* START Records to use *

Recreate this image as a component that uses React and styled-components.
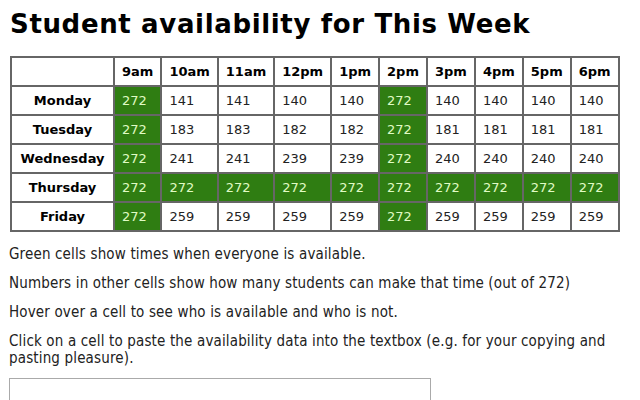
import React from 'react';
import styled, { createGlobalStyle } from 'styled-components';

const times = ['9am', '10am', '11am', '12pm', '1pm', '2pm', '3pm', '4pm', '5pm', '6pm'];

const days = [
  { name: 'Monday', counts: [272, 141, 141, 140, 140, 272, 140, 140, 140, 140] },
  { name: 'Tuesday', counts: [272, 183, 183, 182, 182, 272, 181, 181, 181, 181] },
  { name: 'Wednesday', counts: [272, 241, 241, 239, 239, 272, 240, 240, 240, 240] },
  { name: 'Thursday', counts: [272, 272, 272, 272, 272, 272, 272, 272, 272, 272] },
  { name: 'Friday', counts: [272, 259, 259, 259, 259, 272, 259, 259, 259, 259] },
];

const TOTAL = 272;

export default function App() {
  return (
    <>
      <GlobalStyle />
      <Page>
        <Title>Student availability for This Week</Title>
        <Grid>
          <thead>
            <tr>
              <HeadCell />
              {times.map((t) => (
                <HeadCell key={t} $left>{t}</HeadCell>
              ))}
            </tr>
          </thead>
          <tbody>
            {days.map((d) => (
              <tr key={d.name}>
                <HeadCell>{d.name}</HeadCell>
                {d.counts.map((c, i) => (
                  <Cell key={i} $all={c === TOTAL}>{c}</Cell>
                ))}
              </tr>
            ))}
          </tbody>
        </Grid>
        <Notes>
          <Note>Green cells show times when everyone is available.</Note>
          <Note>Numbers in other cells show how many students can make that time (out of 272)</Note>
          <Note>Hover over a cell to see who is available and who is not.</Note>
          <Note>Click on a cell to paste the availability data into the textbox (e.g. for your copying and pasting pleasure).</Note>
        </Notes>
        <DataBox />
      </Page>
    </>
  );
}

const GlobalStyle = createGlobalStyle`
  body {
    margin: 0;
    background: #fff;
    color: #111;
  }
`;

const Page = styled.div`
  padding: 8px 9px;
`;

const Title = styled.h1`
  margin: 0 0 16px 1px;
  font-family: "DejaVu Sans", Verdana, sans-serif;
  font-size: 26px;
  letter-spacing: 0.65px;
  font-weight: bold;
  line-height: 32px;
  color: #000;
`;

const Grid = styled.table`
  margin-left: 1px;
  border-collapse: separate;
  border-spacing: 0;
  border: 1px solid #666;
  font-family: "DejaVu Sans", Verdana, sans-serif;
  font-size: 13px;
`;

const HeadCell = styled.th`
  height: 27px;
  padding: ${(p) => (p.$left ? '0 7px' : '0 5px')};
  border: 1px solid #666;
  font-weight: bold;
  text-align: ${(p) => (p.$left ? 'left' : 'center')};
  color: #000;
  white-space: nowrap;
  ${(p) => (p.$left ? '' : 'min-width: 91px;')}
`;

const Cell = styled.td`
  height: 27px;
  padding: 0 7px;
  border: 1px solid #666;
  background: ${(p) => (p.$all ? '#2f7d12' : '#fff')};
  color: ${(p) => (p.$all ? '#e0fbc4' : '#222')};
`;

const Notes = styled.div`
  padding-top: 2px;
`;

const Note = styled.p`
  margin: 12px 0 0;
  font-family: "DejaVu Sans Condensed", Tahoma, sans-serif;
  font-size: 15px;
  letter-spacing: 0.15px;
  line-height: 17px;
  color: #222;
`;

const DataBox = styled.textarea`
  display: block;
  margin-top: 11px;
  width: 422px;
  height: 60px;
  box-sizing: border-box;
  border: 1px solid #aaa;
  resize: none;
`;
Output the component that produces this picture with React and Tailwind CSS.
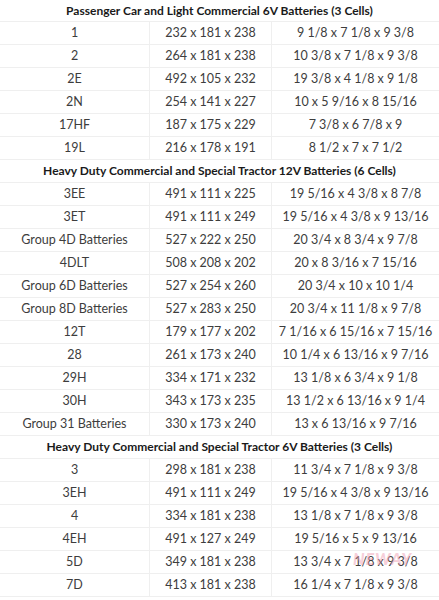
import React from "react";

const sections = [
  {
    title: "Passenger Car and Light Commercial 6V Batteries (3 Cells)",
    rows: [
      ["1", "232 x 181 x 238", "9 1/8 x 7 1/8 x 9 3/8"],
      ["2", "264 x 181 x 238", "10 3/8 x 7 1/8 x 9 3/8"],
      ["2E", "492 x 105 x 232", "19 3/8 x 4 1/8 x 9 1/8"],
      ["2N", "254 x 141 x 227", "10 x 5 9/16 x 8 15/16"],
      ["17HF", "187 x 175 x 229", "7 3/8 x 6 7/8 x 9"],
      ["19L", "216 x 178 x 191", "8 1/2 x 7 x 7 1/2"],
    ],
  },
  {
    title: "Heavy Duty Commercial and Special Tractor 12V Batteries (6 Cells)",
    rows: [
      ["3EE", "491 x 111 x 225", "19 5/16 x 4 3/8 x 8 7/8"],
      ["3ET", "491 x 111 x 249", "19 5/16 x 4 3/8 x 9 13/16"],
      ["Group 4D Batteries", "527 x 222 x 250", "20 3/4 x 8 3/4 x 9 7/8"],
      ["4DLT", "508 x 208 x 202", "20 x 8 3/16 x 7 15/16"],
      ["Group 6D Batteries", "527 x 254 x 260", "20 3/4 x 10 x 10 1/4"],
      ["Group 8D Batteries", "527 x 283 x 250", "20 3/4 x 11 1/8 x 9 7/8"],
      ["12T", "179 x 177 x 202", "7 1/16 x 6 15/16 x 7 15/16"],
      ["28", "261 x 173 x 240", "10 1/4 x 6 13/16 x 9 7/16"],
      ["29H", "334 x 171 x 232", "13 1/8 x 6 3/4 x 9 1/8"],
      ["30H", "343 x 173 x 235", "13 1/2 x 6 13/16 x 9 1/4"],
      ["Group 31 Batteries", "330 x 173 x 240", "13 x 6 13/16 x 9 7/16"],
    ],
  },
  {
    title: "Heavy Duty Commercial and Special Tractor 6V Batteries (3 Cells)",
    rows: [
      ["3", "298 x 181 x 238", "11 3/4 x 7 1/8 x 9 3/8"],
      ["3EH", "491 x 111 x 249", "19 5/16 x 4 3/8 x 9 13/16"],
      ["4", "334 x 181 x 238", "13 1/8 x 7 1/8 x 9 3/8"],
      ["4EH", "491 x 127 x 249", "19 5/16 x 5 x 9 13/16"],
      ["5D", "349 x 181 x 238", "13 3/4 x 7 1/8 x 9 3/8"],
      ["7D", "413 x 181 x 238", "16 1/4 x 7 1/8 x 9 3/8"],
    ],
  },
];

export default function App() {
  return (
    <div
      className="relative w-[439px] h-[600px] overflow-hidden bg-white text-[#3d3d3d] text-[12.5px]"
      style={{ fontFamily: 'Lato, "Open Sans", sans-serif' }}
    >
      {sections.map((s, si) => (
        <div key={si}>
          <div
            className={`flex items-center justify-center font-bold text-[12px] text-[#1a1a1a] border-b border-[#efefef] ${
              si === 0 ? "h-[22px]" : "h-[23px]"
            }`}
          >
            {s.title}
          </div>
          {s.rows.map((r, ri) => (
            <div key={ri} className="grid grid-cols-[150px_122px_167px] h-[23px] border-b border-[#efefef]">
              <div className="flex items-center justify-center border-r border-[#efefef]">{r[0]}</div>
              <div className="flex items-center justify-center border-r border-[#efefef]">{r[1]}</div>
              <div className="flex items-center justify-center">{r[2]}</div>
            </div>
          ))}
        </div>
      ))}
      <div className="pointer-events-none absolute left-[353px] top-[550px] text-[16px] leading-[18px] font-black italic tracking-[1px] text-[#f0a0b4] opacity-50">
        NEWAY
      </div>
    </div>
  );
}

* END Records to use *

# [Directions for this task]
Copy in full each line that holds the word "components".

# [Response for this exercise]
Recreate this image as a component that uses React and styled-components.
import styled, { createGlobalStyle } from 'styled-components';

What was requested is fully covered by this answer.